## START

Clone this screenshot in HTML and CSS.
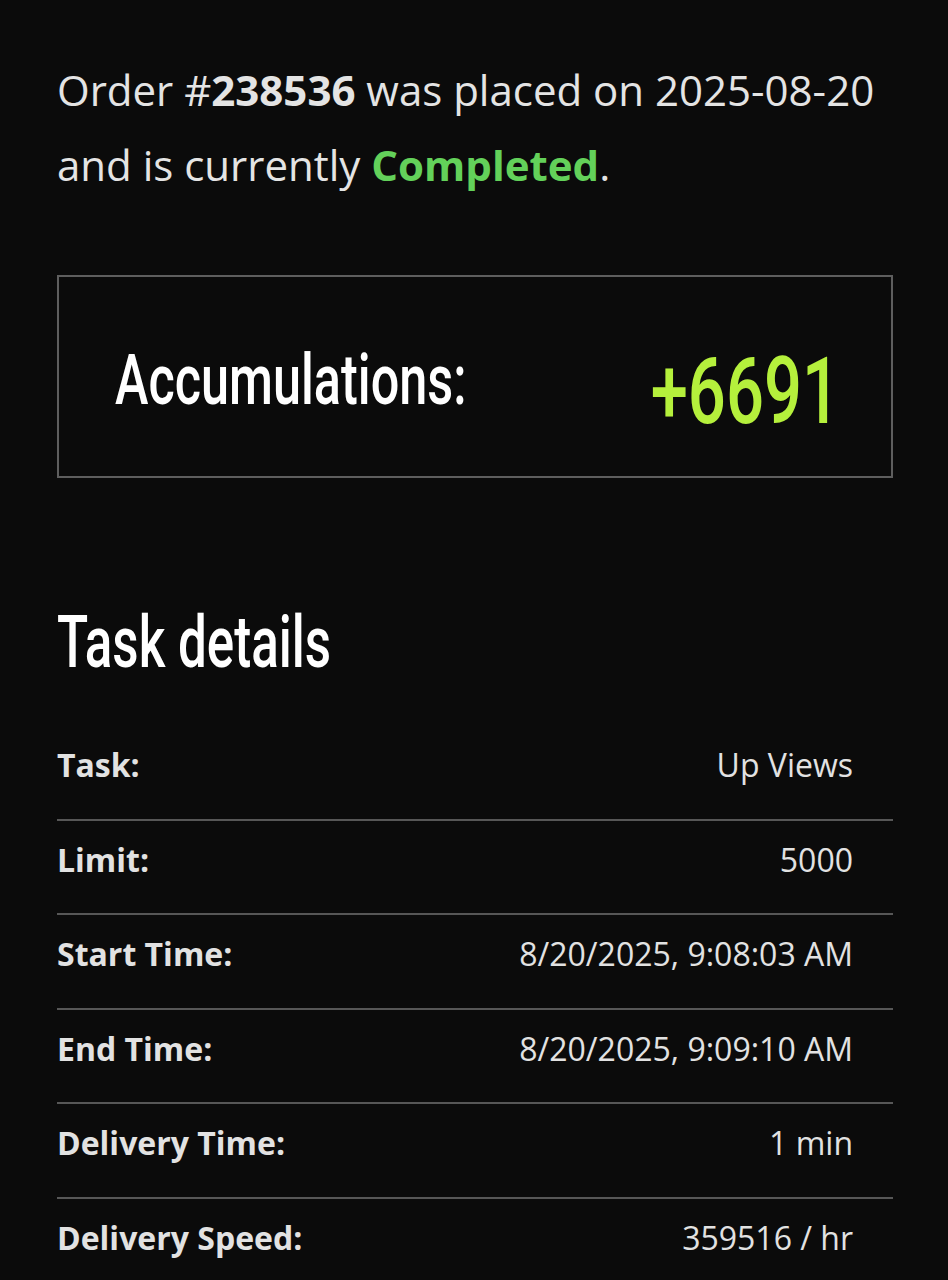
FILE: index.html
```html
<!DOCTYPE html>
<html lang="en">
<head>
<meta charset="utf-8">
<title>Order 238536</title>
<link rel="stylesheet" href="styles.css">
</head>
<body>
<main class="page">
  <p class="summary">Order #<strong>238536</strong> was placed on 2025-08-20 and is currently <strong class="status">Completed</strong>.</p>

  <section class="accum">
    <span class="accum-label condensed">Accumulations:</span>
    <span class="accum-value condensed">+6691</span>
  </section>

  <h2 class="section-title"><span class="condensed">Task details</span></h2>

  <div class="details">
    <div class="row"><span class="label">Task:</span><span class="value">Up Views</span></div>
    <div class="row"><span class="label">Limit:</span><span class="value">5000</span></div>
    <div class="row"><span class="label">Start Time:</span><span class="value">8/20/2025, 9:08:03 AM</span></div>
    <div class="row"><span class="label">End Time:</span><span class="value">8/20/2025, 9:09:10 AM</span></div>
    <div class="row"><span class="label">Delivery Time:</span><span class="value">1 min</span></div>
    <div class="row"><span class="label">Delivery Speed:</span><span class="value">359516 / hr</span></div>
  </div>
</main>
</body>
</html>
```

FILE: styles.css
```css
html, body {
  margin: 0;
  padding: 0;
  background: #0b0b0b;
}

body {
  font-family: "Open Sans", "Noto Sans", sans-serif;
  color: #e4e4e4;
}

.page {
  padding: 52px 55px 0 57px;
}

.summary {
  margin: 0;
  font-size: 42px;
  line-height: 75px;
  color: #e4e4e4;
}

.summary strong {
  font-weight: 700;
}

.summary .status {
  color: #63d15a;
}

/* condensed display face (Oswald-like) */
.condensed {
  display: inline-block;
  font-family: Roboto, "Liberation Sans", sans-serif;
  font-weight: 500;
  transform: scaleX(0.7);
  transform-origin: left center;
  white-space: nowrap;
}

.accum {
  box-sizing: border-box;
  margin-top: 73px;
  height: 203px;
  border: 2px solid #5e5e5e;
  display: flex;
  align-items: flex-start;
  padding: 68px 56px 0;
  line-height: 1;
}

.accum-label {
  flex: none;
  font-size: 70px;
  color: #ffffff;
  transform: scaleX(0.72);
  margin-right: -1.95em;
}

.accum-value {
  flex: none;
  margin-left: auto;
  margin-right: -5px;
  font-size: 93px;
  color: #b5f03c;
  transform: scaleX(0.72);
  transform-origin: right center;
}

.section-title {
  margin: 121px 0 0;
  font-weight: 400;
  font-size: 73px;
  line-height: 80px;
  color: #ffffff;
}

.details {
  margin-top: 44px;
}

.row {
  display: flex;
  justify-content: space-between;
  align-items: center;
  padding: 16px 40px 30px 0;
  border-bottom: 2px solid #575757;
  font-size: 32px;
  line-height: 46.6px;
}

.label {
  font-weight: 700;
  color: #e2e2e2;
}

.value {
  color: #e2e2e2;
}
```
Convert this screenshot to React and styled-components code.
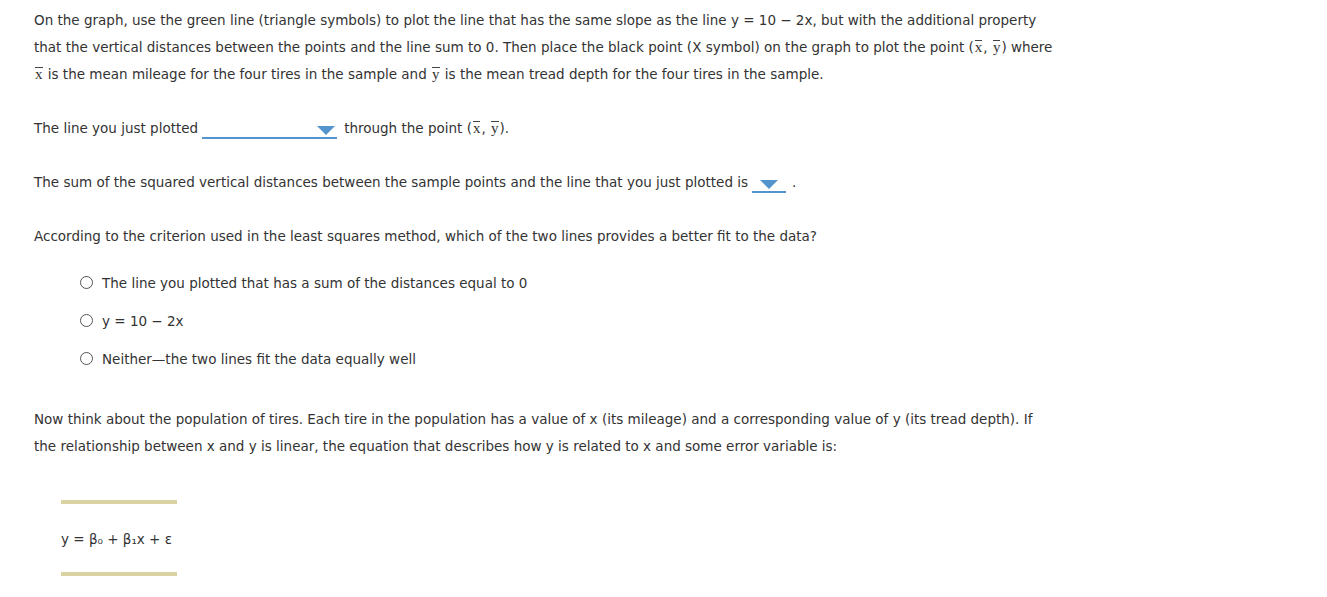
import styled, { createGlobalStyle } from "styled-components";

const GlobalStyle = createGlobalStyle`
    body {
        margin: 0;
        background: #fff;
        font-family: "DejaVu Sans", Verdana, sans-serif;
        font-size: 13.5px;
        color: #333;
    }
`;

const Page = styled.div`
    padding: 6.5px 0 0 34px;
`;

const Para = styled.p`
    margin: 0 0 ${props => (props.gap === undefined ? 27 : props.gap)}px;
    line-height: 27px;
    white-space: nowrap;
`;

// x̄ / ȳ: serif letter with a bar over it
const Bar = styled.span`
    display: inline-block;
    font-family: "Liberation Serif", "DejaVu Serif", serif;
    font-size: 15px;
    line-height: 9px;
    border-top: 1px solid #444;
    padding-top: 2px;
    margin: 0 1px;
`;

const Select = styled.span`
    display: inline-flex;
    justify-content: flex-end;
    align-items: flex-start;
    width: ${props => props.width}px;
    height: 13px;
    margin: 0 ${props => props.right || 7}px 0 4px;
    vertical-align: -2px;
    border-bottom: 2px solid #5494cc;
    padding-right: ${props => props.pad || 2}px;
    box-sizing: border-box;
`;

const Caret = styled.span`
    width: 0;
    height: 0;
    border-left: 9px solid transparent;
    border-right: 9px solid transparent;
    border-top: 9px solid #5494cc;
`;

const Options = styled.div`
    padding: 23px 0 0 46px;
    display: flex;
    flex-direction: column;
    gap: 18px;
    margin-bottom: 37px;
`;

const Option = styled.label`
    display: flex;
    align-items: center;
    gap: 9px;
    line-height: 20px;
`;

const Radio = styled.span`
    width: 11px;
    height: 11px;
    border: 1px solid #555;
    border-radius: 50%;
    flex: none;
`;

const Formula = styled.div`
    margin: 40px 0 0 27px;
    width: 116px;
    border-top: 4px solid #dbd2a3;
    border-bottom: 4px solid #dbd2a3;
    padding: 25px 0 23px;
    line-height: 20px;
`;

export default function App() {
    return (
        <Page>
            <GlobalStyle />
            <Para>
                On the graph, use the green line (triangle symbols) to plot the line that has the same
                slope as the line y = 10 &minus; 2x, but with the additional property
                <br />
                that the vertical distances between the points and the line sum to 0. Then place the
                black point (X symbol) on the graph to plot the point (<Bar>x</Bar>, <Bar>y</Bar>) where
                <br />
                <Bar>x</Bar> is the mean mileage for the four tires in the sample and <Bar>y</Bar> is the
                mean tread depth for the four tires in the sample.
            </Para>
            <Para>
                The line you just plotted
                <Select width={135}>
                    <Caret />
                </Select>
                through the point (<Bar>x</Bar>, <Bar>y</Bar>).
            </Para>
            <Para>
                The sum of the squared vertical distances between the sample points and the line that
                you just plotted is
                <Select width={34} pad={8} right={6}>
                    <Caret />
                </Select>
                .
            </Para>
            <Para gap={0}>
                According to the criterion used in the least squares method, which of the two lines
                provides a better fit to the data?
            </Para>
            <Options>
                <Option>
                    <Radio />
                    The line you plotted that has a sum of the distances equal to 0
                </Option>
                <Option>
                    <Radio />y = 10 &minus; 2x
                </Option>
                <Option>
                    <Radio />
                    Neither&mdash;the two lines fit the data equally well
                </Option>
            </Options>
            <Para gap={0}>
                Now think about the population of tires. Each tire in the population has a value of x
                (its mileage) and a corresponding value of y (its tread depth). If
                <br />
                the relationship between x and y is linear, the equation that describes how y is related
                to x and some error variable is:
            </Para>
            <Formula>y = β₀ + β₁x + ε</Formula>
        </Page>
    );
}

## END

* **PROBLEM**:
Can you repeat every record above exactly, apart from the pictures?

* **OUTPUT**:
Clone this screenshot in HTML and CSS.
FILE: index.html
```html
<!DOCTYPE html>
<html lang="en">
<head>
<meta charset="utf-8">
<title>Order 238536</title>
<link rel="stylesheet" href="styles.css">
</head>
<body>
<main class="page">
  <p class="summary">Order #<strong>238536</strong> was placed on 2025-08-20 and is currently <strong class="status">Completed</strong>.</p>

  <section class="accum">
    <span class="accum-label condensed">Accumulations:</span>
    <span class="accum-value condensed">+6691</span>
  </section>

  <h2 class="section-title"><span class="condensed">Task details</span></h2>

  <div class="details">
    <div class="row"><span class="label">Task:</span><span class="value">Up Views</span></div>
    <div class="row"><span class="label">Limit:</span><span class="value">5000</span></div>
    <div class="row"><span class="label">Start Time:</span><span class="value">8/20/2025, 9:08:03 AM</span></div>
    <div class="row"><span class="label">End Time:</span><span class="value">8/20/2025, 9:09:10 AM</span></div>
    <div class="row"><span class="label">Delivery Time:</span><span class="value">1 min</span></div>
    <div class="row"><span class="label">Delivery Speed:</span><span class="value">359516 / hr</span></div>
  </div>
</main>
</body>
</html>
```

FILE: styles.css
```css
html, body {
  margin: 0;
  padding: 0;
  background: #0b0b0b;
}

body {
  font-family: "Open Sans", "Noto Sans", sans-serif;
  color: #e4e4e4;
}

.page {
  padding: 52px 55px 0 57px;
}

.summary {
  margin: 0;
  font-size: 42px;
  line-height: 75px;
  color: #e4e4e4;
}

.summary strong {
  font-weight: 700;
}

.summary .status {
  color: #63d15a;
}

/* condensed display face (Oswald-like) */
.condensed {
  display: inline-block;
  font-family: Roboto, "Liberation Sans", sans-serif;
  font-weight: 500;
  transform: scaleX(0.7);
  transform-origin: left center;
  white-space: nowrap;
}

.accum {
  box-sizing: border-box;
  margin-top: 73px;
  height: 203px;
  border: 2px solid #5e5e5e;
  display: flex;
  align-items: flex-start;
  padding: 68px 56px 0;
  line-height: 1;
}

.accum-label {
  flex: none;
  font-size: 70px;
  color: #ffffff;
  transform: scaleX(0.72);
  margin-right: -1.95em;
}

.accum-value {
  flex: none;
  margin-left: auto;
  margin-right: -5px;
  font-size: 93px;
  color: #b5f03c;
  transform: scaleX(0.72);
  transform-origin: right center;
}

.section-title {
  margin: 121px 0 0;
  font-weight: 400;
  font-size: 73px;
  line-height: 80px;
  color: #ffffff;
}

.details {
  margin-top: 44px;
}

.row {
  display: flex;
  justify-content: space-between;
  align-items: center;
  padding: 16px 40px 30px 0;
  border-bottom: 2px solid #575757;
  font-size: 32px;
  line-height: 46.6px;
}

.label {
  font-weight: 700;
  color: #e2e2e2;
}

.value {
  color: #e2e2e2;
}
```
Convert this screenshot to React and styled-components code.
import styled, { createGlobalStyle } from "styled-components";

const GlobalStyle = createGlobalStyle`
    body {
        margin: 0;
        background: #fff;
        font-family: "DejaVu Sans", Verdana, sans-serif;
        font-size: 13.5px;
        color: #333;
    }
`;

const Page = styled.div`
    padding: 6.5px 0 0 34px;
`;

const Para = styled.p`
    margin: 0 0 ${props => (props.gap === undefined ? 27 : props.gap)}px;
    line-height: 27px;
    white-space: nowrap;
`;

// x̄ / ȳ: serif letter with a bar over it
const Bar = styled.span`
    display: inline-block;
    font-family: "Liberation Serif", "DejaVu Serif", serif;
    font-size: 15px;
    line-height: 9px;
    border-top: 1px solid #444;
    padding-top: 2px;
    margin: 0 1px;
`;

const Select = styled.span`
    display: inline-flex;
    justify-content: flex-end;
    align-items: flex-start;
    width: ${props => props.width}px;
    height: 13px;
    margin: 0 ${props => props.right || 7}px 0 4px;
    vertical-align: -2px;
    border-bottom: 2px solid #5494cc;
    padding-right: ${props => props.pad || 2}px;
    box-sizing: border-box;
`;

const Caret = styled.span`
    width: 0;
    height: 0;
    border-left: 9px solid transparent;
    border-right: 9px solid transparent;
    border-top: 9px solid #5494cc;
`;

const Options = styled.div`
    padding: 23px 0 0 46px;
    display: flex;
    flex-direction: column;
    gap: 18px;
    margin-bottom: 37px;
`;

const Option = styled.label`
    display: flex;
    align-items: center;
    gap: 9px;
    line-height: 20px;
`;

const Radio = styled.span`
    width: 11px;
    height: 11px;
    border: 1px solid #555;
    border-radius: 50%;
    flex: none;
`;

const Formula = styled.div`
    margin: 40px 0 0 27px;
    width: 116px;
    border-top: 4px solid #dbd2a3;
    border-bottom: 4px solid #dbd2a3;
    padding: 25px 0 23px;
    line-height: 20px;
`;

export default function App() {
    return (
        <Page>
            <GlobalStyle />
            <Para>
                On the graph, use the green line (triangle symbols) to plot the line that has the same
                slope as the line y = 10 &minus; 2x, but with the additional property
                <br />
                that the vertical distances between the points and the line sum to 0. Then place the
                black point (X symbol) on the graph to plot the point (<Bar>x</Bar>, <Bar>y</Bar>) where
                <br />
                <Bar>x</Bar> is the mean mileage for the four tires in the sample and <Bar>y</Bar> is the
                mean tread depth for the four tires in the sample.
            </Para>
            <Para>
                The line you just plotted
                <Select width={135}>
                    <Caret />
                </Select>
                through the point (<Bar>x</Bar>, <Bar>y</Bar>).
            </Para>
            <Para>
                The sum of the squared vertical distances between the sample points and the line that
                you just plotted is
                <Select width={34} pad={8} right={6}>
                    <Caret />
                </Select>
                .
            </Para>
            <Para gap={0}>
                According to the criterion used in the least squares method, which of the two lines
                provides a better fit to the data?
            </Para>
            <Options>
                <Option>
                    <Radio />
                    The line you plotted that has a sum of the distances equal to 0
                </Option>
                <Option>
                    <Radio />y = 10 &minus; 2x
                </Option>
                <Option>
                    <Radio />
                    Neither&mdash;the two lines fit the data equally well
                </Option>
            </Options>
            <Para gap={0}>
                Now think about the population of tires. Each tire in the population has a value of x
                (its mileage) and a corresponding value of y (its tread depth). If
                <br />
                the relationship between x and y is linear, the equation that describes how y is related
                to x and some error variable is:
            </Para>
            <Formula>y = β₀ + β₁x + ε</Formula>
        </Page>
    );
}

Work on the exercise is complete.